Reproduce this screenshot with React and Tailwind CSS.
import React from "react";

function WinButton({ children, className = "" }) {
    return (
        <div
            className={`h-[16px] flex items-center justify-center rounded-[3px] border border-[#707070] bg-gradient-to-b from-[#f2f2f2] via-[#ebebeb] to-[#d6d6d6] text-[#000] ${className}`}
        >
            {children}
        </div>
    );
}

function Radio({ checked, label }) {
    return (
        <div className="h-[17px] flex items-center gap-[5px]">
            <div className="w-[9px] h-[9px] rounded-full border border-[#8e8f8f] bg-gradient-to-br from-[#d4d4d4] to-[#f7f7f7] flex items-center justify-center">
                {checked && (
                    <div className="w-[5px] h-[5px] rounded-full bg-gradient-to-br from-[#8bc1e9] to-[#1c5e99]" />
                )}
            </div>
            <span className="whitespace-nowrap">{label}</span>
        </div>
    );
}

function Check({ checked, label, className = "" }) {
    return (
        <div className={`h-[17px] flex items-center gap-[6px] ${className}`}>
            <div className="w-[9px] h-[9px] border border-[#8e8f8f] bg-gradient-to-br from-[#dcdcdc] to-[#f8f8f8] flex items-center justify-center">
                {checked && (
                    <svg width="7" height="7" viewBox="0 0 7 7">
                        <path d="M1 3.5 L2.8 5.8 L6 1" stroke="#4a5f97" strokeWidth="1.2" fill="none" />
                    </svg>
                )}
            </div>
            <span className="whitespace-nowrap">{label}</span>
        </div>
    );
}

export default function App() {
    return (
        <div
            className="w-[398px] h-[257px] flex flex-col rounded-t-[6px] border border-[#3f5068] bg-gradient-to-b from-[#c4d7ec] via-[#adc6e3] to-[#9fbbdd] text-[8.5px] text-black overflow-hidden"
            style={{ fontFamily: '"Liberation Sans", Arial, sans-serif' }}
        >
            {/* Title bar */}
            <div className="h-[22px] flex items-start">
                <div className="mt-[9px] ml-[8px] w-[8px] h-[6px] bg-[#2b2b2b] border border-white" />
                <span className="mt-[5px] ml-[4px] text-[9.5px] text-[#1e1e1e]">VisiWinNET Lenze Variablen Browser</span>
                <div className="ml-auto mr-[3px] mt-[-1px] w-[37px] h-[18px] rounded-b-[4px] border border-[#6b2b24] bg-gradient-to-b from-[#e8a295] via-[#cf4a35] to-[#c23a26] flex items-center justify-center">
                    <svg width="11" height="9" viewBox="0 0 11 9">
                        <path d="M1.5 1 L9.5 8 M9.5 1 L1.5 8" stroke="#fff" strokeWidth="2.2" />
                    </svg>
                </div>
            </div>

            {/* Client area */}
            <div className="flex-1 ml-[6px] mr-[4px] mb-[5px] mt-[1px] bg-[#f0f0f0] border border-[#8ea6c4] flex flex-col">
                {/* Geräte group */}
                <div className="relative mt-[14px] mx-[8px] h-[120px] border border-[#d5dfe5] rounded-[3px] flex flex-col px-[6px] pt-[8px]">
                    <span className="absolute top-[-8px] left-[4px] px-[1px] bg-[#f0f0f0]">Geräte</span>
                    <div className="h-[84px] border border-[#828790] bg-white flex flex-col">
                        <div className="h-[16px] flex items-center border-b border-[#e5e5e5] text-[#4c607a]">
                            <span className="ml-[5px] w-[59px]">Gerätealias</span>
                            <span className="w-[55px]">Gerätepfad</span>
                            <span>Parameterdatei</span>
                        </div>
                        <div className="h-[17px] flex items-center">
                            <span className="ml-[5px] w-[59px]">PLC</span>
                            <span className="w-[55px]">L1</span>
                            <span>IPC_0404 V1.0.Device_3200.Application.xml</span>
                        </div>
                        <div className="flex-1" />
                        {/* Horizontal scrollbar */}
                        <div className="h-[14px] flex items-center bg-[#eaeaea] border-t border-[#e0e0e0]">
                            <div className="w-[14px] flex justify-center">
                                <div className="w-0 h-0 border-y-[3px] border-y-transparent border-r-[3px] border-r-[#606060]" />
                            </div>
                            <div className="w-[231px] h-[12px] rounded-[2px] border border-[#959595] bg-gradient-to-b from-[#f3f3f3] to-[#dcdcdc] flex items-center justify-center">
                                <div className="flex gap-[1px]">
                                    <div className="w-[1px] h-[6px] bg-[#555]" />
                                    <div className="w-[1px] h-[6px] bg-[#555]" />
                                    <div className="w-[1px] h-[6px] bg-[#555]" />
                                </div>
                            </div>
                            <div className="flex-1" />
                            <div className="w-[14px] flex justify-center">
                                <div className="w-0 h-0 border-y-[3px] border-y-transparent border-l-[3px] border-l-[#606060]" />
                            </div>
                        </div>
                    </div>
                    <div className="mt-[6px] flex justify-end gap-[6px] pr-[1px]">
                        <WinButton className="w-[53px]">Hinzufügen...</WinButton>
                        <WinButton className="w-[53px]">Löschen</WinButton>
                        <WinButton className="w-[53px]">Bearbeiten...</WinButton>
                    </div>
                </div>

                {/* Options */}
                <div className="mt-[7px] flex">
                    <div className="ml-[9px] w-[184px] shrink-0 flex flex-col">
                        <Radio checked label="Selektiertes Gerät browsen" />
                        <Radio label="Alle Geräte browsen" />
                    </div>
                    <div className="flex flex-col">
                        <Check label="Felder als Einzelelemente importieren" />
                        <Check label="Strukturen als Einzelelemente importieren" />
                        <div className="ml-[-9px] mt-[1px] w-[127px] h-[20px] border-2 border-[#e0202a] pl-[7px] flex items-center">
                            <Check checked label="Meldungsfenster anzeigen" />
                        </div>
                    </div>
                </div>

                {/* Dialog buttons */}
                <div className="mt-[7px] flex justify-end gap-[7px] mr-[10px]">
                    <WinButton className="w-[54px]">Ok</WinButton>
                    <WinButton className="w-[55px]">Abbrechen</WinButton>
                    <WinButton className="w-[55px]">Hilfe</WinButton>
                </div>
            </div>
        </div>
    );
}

==

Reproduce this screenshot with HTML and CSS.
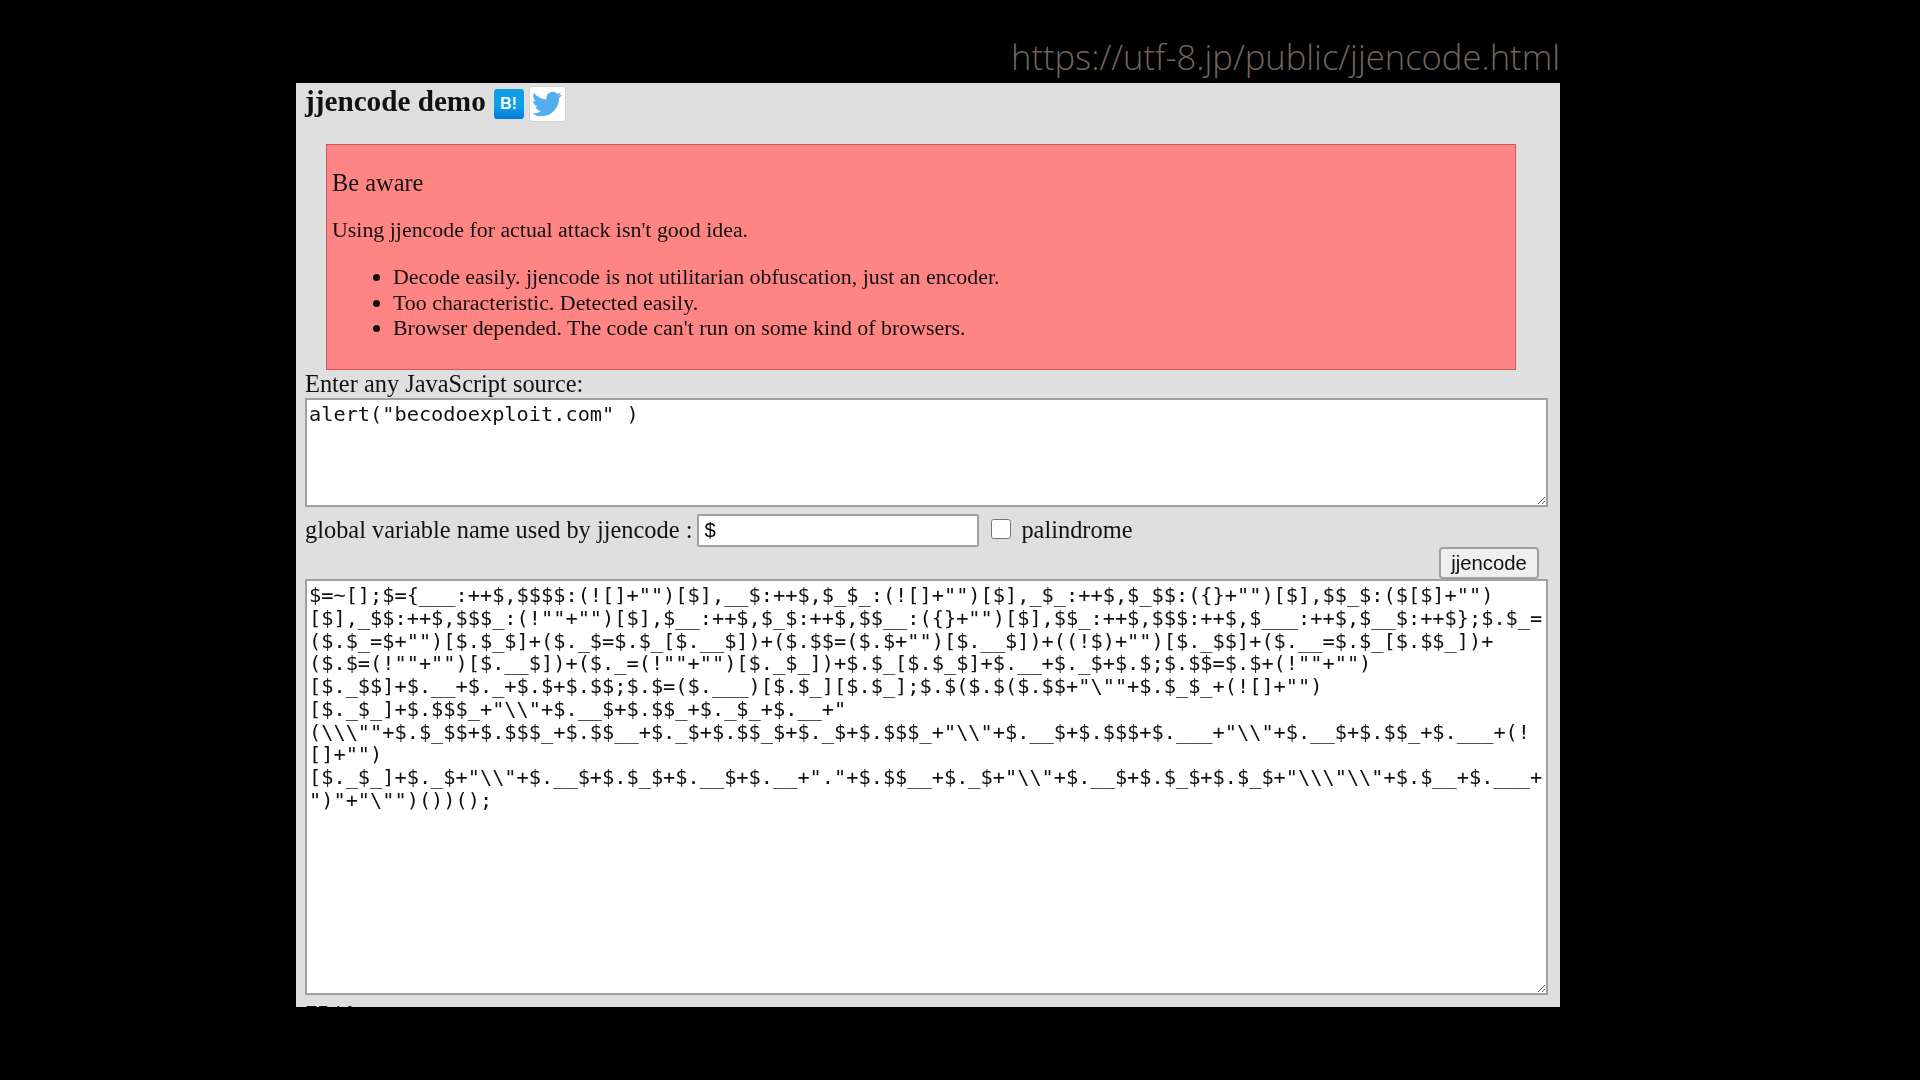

---

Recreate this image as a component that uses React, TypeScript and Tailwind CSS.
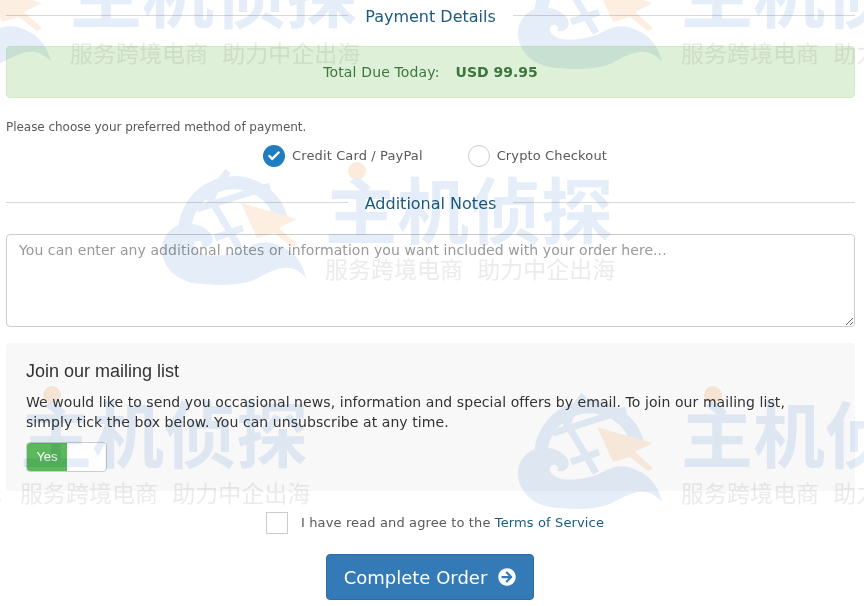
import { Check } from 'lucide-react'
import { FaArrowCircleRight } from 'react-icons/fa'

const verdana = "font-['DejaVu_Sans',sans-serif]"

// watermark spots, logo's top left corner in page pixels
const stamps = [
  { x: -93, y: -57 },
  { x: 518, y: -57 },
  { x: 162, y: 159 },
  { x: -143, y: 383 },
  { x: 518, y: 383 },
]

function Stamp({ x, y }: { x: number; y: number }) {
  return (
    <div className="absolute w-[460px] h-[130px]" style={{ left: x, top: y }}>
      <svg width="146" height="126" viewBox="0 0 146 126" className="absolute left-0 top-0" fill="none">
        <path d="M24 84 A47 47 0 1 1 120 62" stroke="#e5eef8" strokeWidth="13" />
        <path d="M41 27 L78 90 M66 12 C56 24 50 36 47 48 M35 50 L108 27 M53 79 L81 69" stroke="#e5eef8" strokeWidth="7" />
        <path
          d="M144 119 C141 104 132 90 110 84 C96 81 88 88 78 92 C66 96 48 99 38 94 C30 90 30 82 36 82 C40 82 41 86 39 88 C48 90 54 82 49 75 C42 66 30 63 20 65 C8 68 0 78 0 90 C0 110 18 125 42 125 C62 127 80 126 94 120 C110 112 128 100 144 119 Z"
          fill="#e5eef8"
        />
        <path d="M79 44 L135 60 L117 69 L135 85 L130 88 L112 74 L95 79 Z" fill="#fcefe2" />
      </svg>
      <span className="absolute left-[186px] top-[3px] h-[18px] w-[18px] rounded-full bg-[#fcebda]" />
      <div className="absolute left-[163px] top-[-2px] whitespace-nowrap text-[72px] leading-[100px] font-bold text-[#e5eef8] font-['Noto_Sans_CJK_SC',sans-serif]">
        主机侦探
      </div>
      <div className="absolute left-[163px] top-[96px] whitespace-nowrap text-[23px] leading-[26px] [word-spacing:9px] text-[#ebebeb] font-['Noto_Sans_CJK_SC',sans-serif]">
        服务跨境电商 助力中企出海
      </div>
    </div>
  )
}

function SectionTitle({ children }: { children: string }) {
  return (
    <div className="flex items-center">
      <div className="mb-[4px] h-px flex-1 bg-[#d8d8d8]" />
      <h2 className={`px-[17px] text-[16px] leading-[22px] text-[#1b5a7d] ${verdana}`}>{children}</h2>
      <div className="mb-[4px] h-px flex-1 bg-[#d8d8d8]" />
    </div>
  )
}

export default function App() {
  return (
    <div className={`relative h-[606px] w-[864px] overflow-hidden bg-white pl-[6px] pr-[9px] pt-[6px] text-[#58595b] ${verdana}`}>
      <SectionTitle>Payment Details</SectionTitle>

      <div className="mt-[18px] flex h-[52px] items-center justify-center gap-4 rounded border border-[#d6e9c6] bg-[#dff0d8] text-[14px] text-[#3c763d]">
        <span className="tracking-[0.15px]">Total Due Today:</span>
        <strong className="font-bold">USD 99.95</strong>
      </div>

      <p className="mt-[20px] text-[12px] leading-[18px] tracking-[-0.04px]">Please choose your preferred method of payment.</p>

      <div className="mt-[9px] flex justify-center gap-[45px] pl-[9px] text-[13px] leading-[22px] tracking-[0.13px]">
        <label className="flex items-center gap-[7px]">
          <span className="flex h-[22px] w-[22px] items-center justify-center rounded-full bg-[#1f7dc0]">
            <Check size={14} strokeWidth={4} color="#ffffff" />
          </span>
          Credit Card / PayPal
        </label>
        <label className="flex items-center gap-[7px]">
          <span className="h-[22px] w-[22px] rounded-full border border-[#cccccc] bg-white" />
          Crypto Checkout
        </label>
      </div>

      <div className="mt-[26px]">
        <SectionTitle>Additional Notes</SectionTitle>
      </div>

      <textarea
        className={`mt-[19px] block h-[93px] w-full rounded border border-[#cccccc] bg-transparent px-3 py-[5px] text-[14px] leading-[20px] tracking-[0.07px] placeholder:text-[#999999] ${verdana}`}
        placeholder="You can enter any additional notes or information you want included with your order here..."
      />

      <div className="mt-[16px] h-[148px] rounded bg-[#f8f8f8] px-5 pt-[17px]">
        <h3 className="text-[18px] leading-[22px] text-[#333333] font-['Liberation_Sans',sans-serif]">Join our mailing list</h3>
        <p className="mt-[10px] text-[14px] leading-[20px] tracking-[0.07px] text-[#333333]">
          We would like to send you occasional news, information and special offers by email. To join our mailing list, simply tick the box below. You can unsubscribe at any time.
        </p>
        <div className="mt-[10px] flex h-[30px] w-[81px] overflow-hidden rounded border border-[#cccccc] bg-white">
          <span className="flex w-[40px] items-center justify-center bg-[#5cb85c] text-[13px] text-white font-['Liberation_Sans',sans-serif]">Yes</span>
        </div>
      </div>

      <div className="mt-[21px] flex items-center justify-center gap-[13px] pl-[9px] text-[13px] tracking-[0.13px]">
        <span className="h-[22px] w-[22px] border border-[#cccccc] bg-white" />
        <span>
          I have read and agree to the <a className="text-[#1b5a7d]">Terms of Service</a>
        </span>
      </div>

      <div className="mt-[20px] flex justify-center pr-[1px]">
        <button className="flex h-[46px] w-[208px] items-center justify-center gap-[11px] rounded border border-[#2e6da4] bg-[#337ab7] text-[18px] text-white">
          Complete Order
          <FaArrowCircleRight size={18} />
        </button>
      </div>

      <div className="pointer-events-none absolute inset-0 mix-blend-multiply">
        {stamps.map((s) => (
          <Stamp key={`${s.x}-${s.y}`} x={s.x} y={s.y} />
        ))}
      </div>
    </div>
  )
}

▶ **Written request**:
Repeat exactly the lines from the one that contains "Reproduce this screenshot with React" through the one that contains "import React from", and only those.

▶ **Answer to this exercise**:
Reproduce this screenshot with React and Tailwind CSS.
import React from "react";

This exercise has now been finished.